EXERCISE: Pull out every line of the listing below where "components" appears.

— BEGIN SUPPLIED DATA —

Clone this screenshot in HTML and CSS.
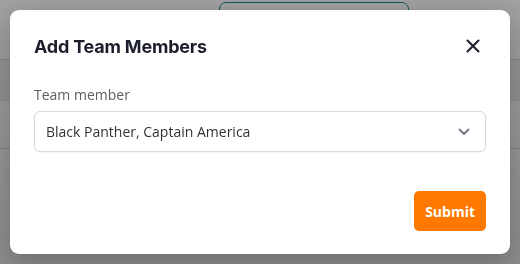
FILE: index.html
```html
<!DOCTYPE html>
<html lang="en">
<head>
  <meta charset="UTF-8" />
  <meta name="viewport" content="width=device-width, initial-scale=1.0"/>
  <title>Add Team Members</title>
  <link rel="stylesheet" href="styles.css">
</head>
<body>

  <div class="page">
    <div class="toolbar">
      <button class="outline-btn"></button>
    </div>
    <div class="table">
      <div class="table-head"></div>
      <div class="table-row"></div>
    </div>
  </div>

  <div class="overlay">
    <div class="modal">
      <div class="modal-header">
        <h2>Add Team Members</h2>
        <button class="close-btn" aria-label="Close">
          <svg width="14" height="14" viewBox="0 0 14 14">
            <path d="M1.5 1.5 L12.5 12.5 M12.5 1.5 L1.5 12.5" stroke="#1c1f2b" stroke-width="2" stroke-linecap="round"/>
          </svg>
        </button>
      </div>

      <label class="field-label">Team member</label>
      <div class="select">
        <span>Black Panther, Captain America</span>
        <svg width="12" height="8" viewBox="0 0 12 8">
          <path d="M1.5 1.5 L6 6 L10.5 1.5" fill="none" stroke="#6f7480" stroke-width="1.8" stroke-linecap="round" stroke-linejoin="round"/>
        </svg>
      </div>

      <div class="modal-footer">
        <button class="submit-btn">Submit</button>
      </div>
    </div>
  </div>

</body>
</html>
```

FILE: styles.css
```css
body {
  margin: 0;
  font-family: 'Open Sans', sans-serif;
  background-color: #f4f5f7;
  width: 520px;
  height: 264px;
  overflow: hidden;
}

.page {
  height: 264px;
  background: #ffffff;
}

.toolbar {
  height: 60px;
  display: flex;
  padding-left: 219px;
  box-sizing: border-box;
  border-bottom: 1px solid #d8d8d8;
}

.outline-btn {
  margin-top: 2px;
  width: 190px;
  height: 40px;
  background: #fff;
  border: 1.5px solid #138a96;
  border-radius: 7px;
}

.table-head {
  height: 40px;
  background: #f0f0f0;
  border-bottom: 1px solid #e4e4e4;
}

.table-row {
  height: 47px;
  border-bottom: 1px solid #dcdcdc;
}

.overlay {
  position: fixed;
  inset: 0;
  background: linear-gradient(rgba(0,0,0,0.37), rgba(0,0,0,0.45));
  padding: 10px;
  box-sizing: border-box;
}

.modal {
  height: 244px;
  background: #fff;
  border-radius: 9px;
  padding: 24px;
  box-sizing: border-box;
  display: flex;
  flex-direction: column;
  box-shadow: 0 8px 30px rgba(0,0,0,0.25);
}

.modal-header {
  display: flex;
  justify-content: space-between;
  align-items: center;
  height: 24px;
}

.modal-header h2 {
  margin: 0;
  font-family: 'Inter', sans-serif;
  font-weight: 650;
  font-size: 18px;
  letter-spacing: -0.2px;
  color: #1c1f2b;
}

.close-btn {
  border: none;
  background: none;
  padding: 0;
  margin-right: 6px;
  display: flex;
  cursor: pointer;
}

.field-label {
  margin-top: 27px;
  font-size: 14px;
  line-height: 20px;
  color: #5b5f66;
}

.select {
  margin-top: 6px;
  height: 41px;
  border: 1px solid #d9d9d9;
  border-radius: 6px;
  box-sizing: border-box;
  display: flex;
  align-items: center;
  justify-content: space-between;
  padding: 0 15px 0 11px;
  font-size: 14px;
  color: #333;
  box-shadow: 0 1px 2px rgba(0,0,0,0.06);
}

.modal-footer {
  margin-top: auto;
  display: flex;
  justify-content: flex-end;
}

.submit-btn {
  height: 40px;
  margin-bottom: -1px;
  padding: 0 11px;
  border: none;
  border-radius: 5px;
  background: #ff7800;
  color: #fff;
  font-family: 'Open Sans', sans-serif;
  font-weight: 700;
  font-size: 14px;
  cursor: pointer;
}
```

— END SUPPLIED DATA —
— BEGIN SUPPLIED DATA —

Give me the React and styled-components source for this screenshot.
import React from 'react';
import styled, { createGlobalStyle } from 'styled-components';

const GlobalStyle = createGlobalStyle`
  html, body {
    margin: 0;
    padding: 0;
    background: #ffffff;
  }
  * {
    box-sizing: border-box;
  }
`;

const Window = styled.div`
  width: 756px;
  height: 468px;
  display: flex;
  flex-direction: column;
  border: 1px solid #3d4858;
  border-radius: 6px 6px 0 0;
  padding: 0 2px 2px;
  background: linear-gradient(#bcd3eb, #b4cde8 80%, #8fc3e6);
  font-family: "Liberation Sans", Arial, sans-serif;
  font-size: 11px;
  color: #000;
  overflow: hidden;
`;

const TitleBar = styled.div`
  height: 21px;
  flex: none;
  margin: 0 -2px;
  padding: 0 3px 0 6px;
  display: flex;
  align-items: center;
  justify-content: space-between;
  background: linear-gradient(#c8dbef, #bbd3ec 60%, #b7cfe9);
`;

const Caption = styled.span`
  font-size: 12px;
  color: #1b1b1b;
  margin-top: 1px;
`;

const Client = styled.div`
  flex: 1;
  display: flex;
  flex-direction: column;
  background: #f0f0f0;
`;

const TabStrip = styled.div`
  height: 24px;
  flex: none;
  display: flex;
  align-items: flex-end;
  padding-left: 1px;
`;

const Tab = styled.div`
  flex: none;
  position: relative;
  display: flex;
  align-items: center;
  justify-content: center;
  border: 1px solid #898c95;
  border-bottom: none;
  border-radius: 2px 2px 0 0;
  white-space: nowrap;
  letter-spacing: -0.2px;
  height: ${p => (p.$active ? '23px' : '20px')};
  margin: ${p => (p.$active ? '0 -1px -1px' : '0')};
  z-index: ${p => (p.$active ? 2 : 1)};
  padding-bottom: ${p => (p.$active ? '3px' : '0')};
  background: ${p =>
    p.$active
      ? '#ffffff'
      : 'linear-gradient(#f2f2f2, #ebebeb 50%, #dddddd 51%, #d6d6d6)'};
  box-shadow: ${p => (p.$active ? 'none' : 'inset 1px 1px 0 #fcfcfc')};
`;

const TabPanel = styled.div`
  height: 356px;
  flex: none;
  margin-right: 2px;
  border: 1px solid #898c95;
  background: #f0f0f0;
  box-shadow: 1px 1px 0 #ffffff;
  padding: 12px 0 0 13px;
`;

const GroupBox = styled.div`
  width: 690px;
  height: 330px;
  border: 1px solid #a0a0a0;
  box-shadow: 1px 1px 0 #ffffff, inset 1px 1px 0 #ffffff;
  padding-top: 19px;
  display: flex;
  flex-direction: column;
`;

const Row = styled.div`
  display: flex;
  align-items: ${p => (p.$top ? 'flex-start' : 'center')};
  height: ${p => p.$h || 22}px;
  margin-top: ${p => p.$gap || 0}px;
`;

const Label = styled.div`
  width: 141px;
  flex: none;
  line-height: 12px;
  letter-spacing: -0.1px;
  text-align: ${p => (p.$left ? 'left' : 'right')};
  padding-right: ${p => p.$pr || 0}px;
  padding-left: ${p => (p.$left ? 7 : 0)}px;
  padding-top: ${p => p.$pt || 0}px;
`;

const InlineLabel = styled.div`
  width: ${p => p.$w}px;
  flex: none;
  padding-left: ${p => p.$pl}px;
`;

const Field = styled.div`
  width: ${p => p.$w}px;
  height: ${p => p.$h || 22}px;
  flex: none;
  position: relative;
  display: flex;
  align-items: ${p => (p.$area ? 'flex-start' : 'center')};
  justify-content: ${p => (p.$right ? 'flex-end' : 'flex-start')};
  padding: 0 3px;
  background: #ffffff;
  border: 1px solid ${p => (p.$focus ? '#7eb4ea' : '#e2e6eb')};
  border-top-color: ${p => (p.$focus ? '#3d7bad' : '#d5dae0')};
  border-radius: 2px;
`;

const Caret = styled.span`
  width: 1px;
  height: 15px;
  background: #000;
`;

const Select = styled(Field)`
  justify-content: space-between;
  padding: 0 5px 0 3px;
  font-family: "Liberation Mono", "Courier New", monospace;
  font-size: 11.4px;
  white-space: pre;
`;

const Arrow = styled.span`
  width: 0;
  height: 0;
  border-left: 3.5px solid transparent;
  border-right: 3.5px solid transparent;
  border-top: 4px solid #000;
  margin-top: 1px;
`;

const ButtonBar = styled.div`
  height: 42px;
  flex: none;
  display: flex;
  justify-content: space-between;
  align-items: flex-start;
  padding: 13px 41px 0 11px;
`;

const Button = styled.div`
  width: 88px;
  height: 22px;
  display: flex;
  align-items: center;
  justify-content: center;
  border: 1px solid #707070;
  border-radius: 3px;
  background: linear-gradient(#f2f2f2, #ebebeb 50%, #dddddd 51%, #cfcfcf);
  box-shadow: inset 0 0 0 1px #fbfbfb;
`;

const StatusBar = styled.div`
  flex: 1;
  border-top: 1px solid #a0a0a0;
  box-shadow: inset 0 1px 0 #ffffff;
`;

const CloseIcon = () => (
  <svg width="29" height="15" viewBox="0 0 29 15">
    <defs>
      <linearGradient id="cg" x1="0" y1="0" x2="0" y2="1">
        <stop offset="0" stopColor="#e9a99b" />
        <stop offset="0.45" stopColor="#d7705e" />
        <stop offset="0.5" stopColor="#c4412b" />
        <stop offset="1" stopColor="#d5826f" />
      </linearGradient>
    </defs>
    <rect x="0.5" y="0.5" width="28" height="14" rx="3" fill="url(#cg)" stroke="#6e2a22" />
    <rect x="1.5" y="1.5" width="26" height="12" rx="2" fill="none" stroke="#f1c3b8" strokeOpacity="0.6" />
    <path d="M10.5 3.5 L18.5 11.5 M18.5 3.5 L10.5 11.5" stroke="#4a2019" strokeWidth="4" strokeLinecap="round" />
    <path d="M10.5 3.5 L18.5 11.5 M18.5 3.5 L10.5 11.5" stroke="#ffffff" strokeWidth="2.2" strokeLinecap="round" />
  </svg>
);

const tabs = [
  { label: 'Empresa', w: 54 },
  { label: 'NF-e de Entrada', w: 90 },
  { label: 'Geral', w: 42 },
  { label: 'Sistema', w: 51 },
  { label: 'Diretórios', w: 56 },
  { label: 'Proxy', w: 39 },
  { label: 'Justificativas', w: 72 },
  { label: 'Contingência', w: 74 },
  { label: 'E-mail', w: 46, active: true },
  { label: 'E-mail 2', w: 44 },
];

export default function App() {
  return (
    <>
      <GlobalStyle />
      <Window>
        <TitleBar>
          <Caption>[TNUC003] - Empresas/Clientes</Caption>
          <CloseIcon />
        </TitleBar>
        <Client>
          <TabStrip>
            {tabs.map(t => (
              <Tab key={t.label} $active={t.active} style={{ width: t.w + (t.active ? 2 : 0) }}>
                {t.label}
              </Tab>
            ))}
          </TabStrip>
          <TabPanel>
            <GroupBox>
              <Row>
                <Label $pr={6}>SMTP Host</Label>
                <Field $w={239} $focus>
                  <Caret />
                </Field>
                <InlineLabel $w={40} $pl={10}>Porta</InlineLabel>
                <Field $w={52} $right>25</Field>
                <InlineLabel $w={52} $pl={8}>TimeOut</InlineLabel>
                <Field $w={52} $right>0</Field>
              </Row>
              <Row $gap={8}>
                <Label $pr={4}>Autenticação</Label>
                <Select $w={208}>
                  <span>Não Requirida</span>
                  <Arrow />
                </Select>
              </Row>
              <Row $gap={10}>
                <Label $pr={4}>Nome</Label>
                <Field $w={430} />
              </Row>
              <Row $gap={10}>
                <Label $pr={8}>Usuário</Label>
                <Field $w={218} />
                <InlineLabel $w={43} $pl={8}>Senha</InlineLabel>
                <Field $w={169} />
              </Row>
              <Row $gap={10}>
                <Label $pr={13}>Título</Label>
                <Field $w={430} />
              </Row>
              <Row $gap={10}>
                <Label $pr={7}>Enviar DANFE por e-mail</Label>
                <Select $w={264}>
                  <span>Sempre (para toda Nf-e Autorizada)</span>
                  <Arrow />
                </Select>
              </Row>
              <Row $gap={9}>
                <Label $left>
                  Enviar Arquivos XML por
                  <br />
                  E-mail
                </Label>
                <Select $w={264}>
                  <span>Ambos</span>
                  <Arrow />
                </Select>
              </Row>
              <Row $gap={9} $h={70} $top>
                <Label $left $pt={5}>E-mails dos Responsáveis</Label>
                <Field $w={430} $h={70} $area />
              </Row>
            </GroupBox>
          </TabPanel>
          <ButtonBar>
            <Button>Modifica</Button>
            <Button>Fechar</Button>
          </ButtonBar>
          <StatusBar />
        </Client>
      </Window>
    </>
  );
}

— END SUPPLIED DATA —
— BEGIN SUPPLIED DATA —

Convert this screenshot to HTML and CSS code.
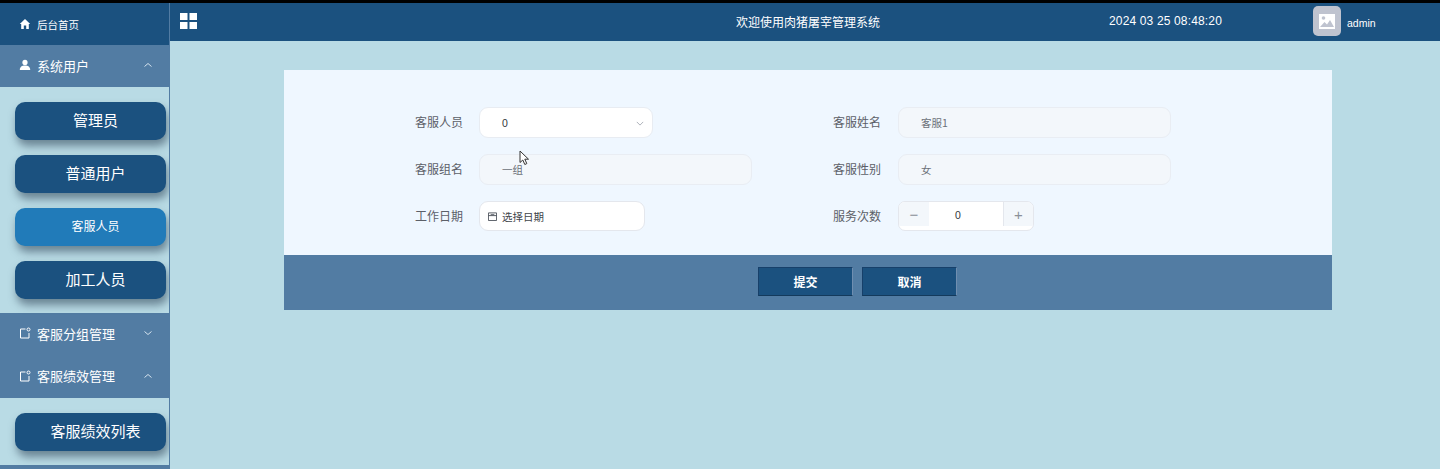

— END SUPPLIED DATA —

ANSWER IN FULL:
Give me the React and styled-components source for this screenshot.
import styled, { createGlobalStyle } from 'styled-components';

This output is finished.